Items from a dataset:
--------------------

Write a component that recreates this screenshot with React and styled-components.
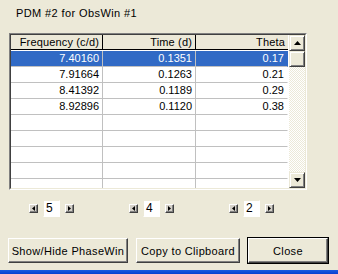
import React from 'react';
import styled, { createGlobalStyle } from 'styled-components';

const GlobalStyle = createGlobalStyle`
  html, body {
    margin: 0;
    padding: 0;
    background: #ece9d8;
  }
  body {
    font-family: "Liberation Sans", Arial, sans-serif;
    font-size: 11px;
    color: #000;
  }
`;

const Dialog = styled.div`
  width: 338px;
  height: 274px;
  display: flex;
  flex-direction: column;
  background: #ece9d8;
  position: relative;
  overflow: hidden;
`;

const Title = styled.div`
  height: 33px;
  padding: 7px 0 0 16px;
  box-sizing: border-box;
  line-height: 13px;
  letter-spacing: 0.4px;
`;

const Sunken = styled.div`
  margin-left: 9px;
  width: 298px;
  height: 157px;
  flex: none;
  box-sizing: border-box;
  border: 1px solid;
  border-color: #808080 #fff #fff #808080;
`;

const SunkenInner = styled.div`
  height: 100%;
  box-sizing: border-box;
  border: 1px solid;
  border-color: #404040 #ece9d8 #ece9d8 #404040;
  display: flex;
  background: #fff;
  overflow: hidden;
`;

const Table = styled.div`
  flex: 1;
  display: grid;
  grid-template-columns: 92px 93px 92px;
  grid-auto-rows: 16px;
  align-content: start;
  overflow: hidden;
`;

const HeadCell = styled.div`
  height: 15px;
  box-sizing: border-box;
  background: #ece9d8;
  border-bottom: 1px solid #000;
  border-right: 1px solid #000;
  text-align: right;
  padding-right: 3px;
  line-height: 14px;
  white-space: nowrap;
  letter-spacing: 0.15px;
  &:nth-child(3) { border-right: none; }
`;

const Cell = styled.div`
  box-sizing: border-box;
  border-bottom: 1px solid #c0c0c0;
  border-right: 1px solid ${p => (p.$last ? 'transparent' : '#c0c0c0')};
  background: ${p => (p.$sel ? '#316ac5' : '#fff')};
  color: ${p => (p.$sel ? '#fff' : '#000')};
  text-align: right;
  padding-right: 3px;
  line-height: 15px;
`;

const ScrollBar = styled.div`
  width: 16px;
  display: flex;
  flex-direction: column;
  background: repeating-conic-gradient(#fff 0 25%, #ece9d8 0 50%) 0 0 / 2px 2px;
`;

const Raised = styled.div`
  box-sizing: border-box;
  background: #ece9d8;
  border: 1px solid;
  border-color: #ece9d8 #404040 #404040 #ece9d8;
  box-shadow: inset 1px 1px #fff, inset -1px -1px #808080;
  display: flex;
  align-items: center;
  justify-content: center;
`;

const ScrollBtn = styled(Raised)`
  width: 16px;
  height: 16px;
  flex: none;
`;

const Track = styled.div`
  flex: 1;
`;

const SpinRow = styled.div`
  display: grid;
  grid-template-columns: repeat(3, 100px);
  padding-left: 29px;
  margin-top: 10px;
  height: 17px;
`;

const Spinner = styled.div`
  display: flex;
  align-items: center;
`;

const SpinBtn = styled.div`
  width: 9px;
  height: 9px;
  box-sizing: border-box;
  background: #d4d0c8;
  border: 1px solid;
  border-color: #fff #404040 #404040 #fff;
  box-shadow: inset -1px -1px #808080;
  display: flex;
  align-items: center;
  justify-content: center;
`;

const SpinBox = styled.div`
  width: 17px;
  height: 17px;
  margin: 0 5px 0 5px;
  box-sizing: border-box;
  background: #fff;
  border: 1px solid;
  border-color: #ece9d8 #fff #fff #ece9d8;
  padding-left: 2px;
  line-height: 15px;
  font-size: 12px;
`;

const ButtonRow = styled.div`
  display: flex;
  gap: 8px;
  padding-left: 8px;
  margin-top: 21px;
`;

const Button = styled.div`
  width: ${p => p.$w}px;
  height: 25px;
  box-sizing: border-box;
  background: #ece9d8;
  border: 1px solid;
  border-color: #fff #404040 #404040 #fff;
  box-shadow: inset -1px -1px #808080${p => (p.$default ? ', 0 0 0 1px #000' : '')};
  display: flex;
  align-items: center;
  justify-content: center;
  white-space: nowrap;
  letter-spacing: 0.35px;
`;

const BottomEdge = styled.div`
  position: absolute;
  left: 0;
  right: 0;
  bottom: 0;
  height: 4px;
  background: linear-gradient(#1c5ae0, #0a3ed0);
`;

const Tri = ({ dir, w = 7, h = 4 }) => {
  const pts = {
    up: `0,${h} ${w},${h} ${w / 2},0`,
    down: `0,0 ${w},0 ${w / 2},${h}`,
    left: `${w},0 ${w},${h} 0,${h / 2}`,
    right: `0,0 0,${h} ${w},${h / 2}`,
  }[dir];
  return (
    <svg width={w} height={h} viewBox={`0 0 ${w} ${h}`} style={{ display: 'block' }}>
      <polygon points={pts} fill="#000" />
    </svg>
  );
};

const rows = [
  ['7.40160', '0.1351', '0.17'],
  ['7.91664', '0.1263', '0.21'],
  ['8.41392', '0.1189', '0.29'],
  ['8.92896', '0.1120', '0.38'],
  ['', '', ''],
  ['', '', ''],
  ['', '', ''],
  ['', '', ''],
  ['', '', ''],
];

const spins = ['5', '4', '2'];

export default function App() {
  return (
    <>
      <GlobalStyle />
      <Dialog>
        <Title>PDM #2 for ObsWin #1</Title>
        <Sunken>
          <SunkenInner>
            <Table>
              <HeadCell>Frequency (c/d)</HeadCell>
              <HeadCell>Time (d)</HeadCell>
              <HeadCell>Theta</HeadCell>
              {rows.map((r, i) =>
                r.map((v, j) => (
                  <Cell key={`${i}-${j}`} $sel={i === 0} $last={j === 2}>
                    {v}
                  </Cell>
                ))
              )}
            </Table>
            <ScrollBar>
              <ScrollBtn><Tri dir="up" /></ScrollBtn>
              <ScrollBtn />
              <Track />
              <ScrollBtn><Tri dir="down" /></ScrollBtn>
            </ScrollBar>
          </SunkenInner>
        </Sunken>
        <SpinRow>
          {spins.map(s => (
            <Spinner key={s}>
              <SpinBtn><Tri dir="left" w={3} h={5} /></SpinBtn>
              <SpinBox>{s}</SpinBox>
              <SpinBtn><Tri dir="right" w={3} h={5} /></SpinBtn>
            </Spinner>
          ))}
        </SpinRow>
        <ButtonRow>
          <Button $w={120}>Show/Hide PhaseWin</Button>
          <Button $w={104}>Copy to Clipboard</Button>
          <Button $w={80} $default>Close</Button>
        </ButtonRow>
        <BottomEdge />
      </Dialog>
    </>
  );
}
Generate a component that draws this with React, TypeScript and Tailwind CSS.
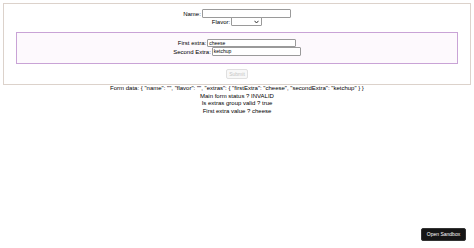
import React from "react";

export default function App() {
  const font = { fontFamily: '"Liberation Sans", Arial, sans-serif' };
  return (
    <div className="relative w-[474px] h-[248px] bg-white text-black" style={font}>
      <div className="ml-[3px] mr-[3px] pt-[3px]">
        <div className="h-[82px] border border-[#dcd2cb] flex flex-col items-center text-[6px] leading-[8px]">
          <div className="mt-[5px] h-[8px] flex items-start">
            <span className="mt-[1px] mr-[1px]">Name:</span>
            <input className="w-[89px] h-[9px] border border-[#9a9a9a] rounded-[1px] bg-white" />
          </div>
          <div className="h-[9px] flex items-center">
            <span className="mr-[1px]">Flavor:</span>
            <div className="w-[31px] h-[9px] border border-[#9a9a9a] rounded-[1px] bg-white flex items-center justify-end pr-[2px]">
              <svg width="5" height="4" viewBox="0 0 5 4"><path d="M0.5 0.8 L2.5 3 L4.5 0.8" stroke="#333" strokeWidth="1" fill="none" /></svg>
            </div>
          </div>
          <div className="self-stretch mx-[12px] mt-[6px] h-[32px] border border-[#c9a3d6] bg-[#fdf9fd] flex flex-col items-center">
            <div className="mt-[6px] h-[8px] flex items-center">
              <span className="mr-[1px]">First extra:</span>
              <div className="w-[89px] h-[8px] border border-[#9a9a9a] rounded-[1px] bg-white text-[5px] leading-[6px] pl-[1px]">cheese</div>
            </div>
            <div className="h-[9px] flex items-center">
              <span className="mr-[1px]">Second Extra:</span>
              <div className="w-[89px] h-[9px] border border-[#9a9a9a] rounded-[1px] bg-white text-[5px] leading-[7px] pl-[1px]">ketchup</div>
            </div>
          </div>
          <div className="mt-[5px] w-[22px] h-[10px] border border-[#e0e0e0] rounded-[2px] bg-[#f8f8f8] text-[#c4c4c4] text-[5px] leading-[8px] flex items-center justify-center">Submit</div>
        </div>
      </div>
      <div className="mt-0 flex flex-col items-center text-[6px] leading-[7.7px]">
        <div>Form data: {'{ "name": "", "flavor": "", "extras": { "firstExtra": "cheese", "secondExtra": "ketchup" } }'}</div>
        <div>Main form status ? INVALID</div>
        <div>Is extras group valid ? true</div>
        <div>First extra value ? cheese</div>
      </div>
      <div className="absolute left-[421px] top-[228px] w-[45px] h-[13px] bg-[#151515] rounded-[2px] border border-[#333] text-white text-[5px] leading-[11px] flex items-center justify-center">Open Sandbox</div>
    </div>
  );
}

--------------------

TASK DETAILS: All lines that include "components" are to be gathered and copied.

REPLY TO THE TASK:
Write a component that recreates this screenshot with React and styled-components.
import styled, { createGlobalStyle } from 'styled-components';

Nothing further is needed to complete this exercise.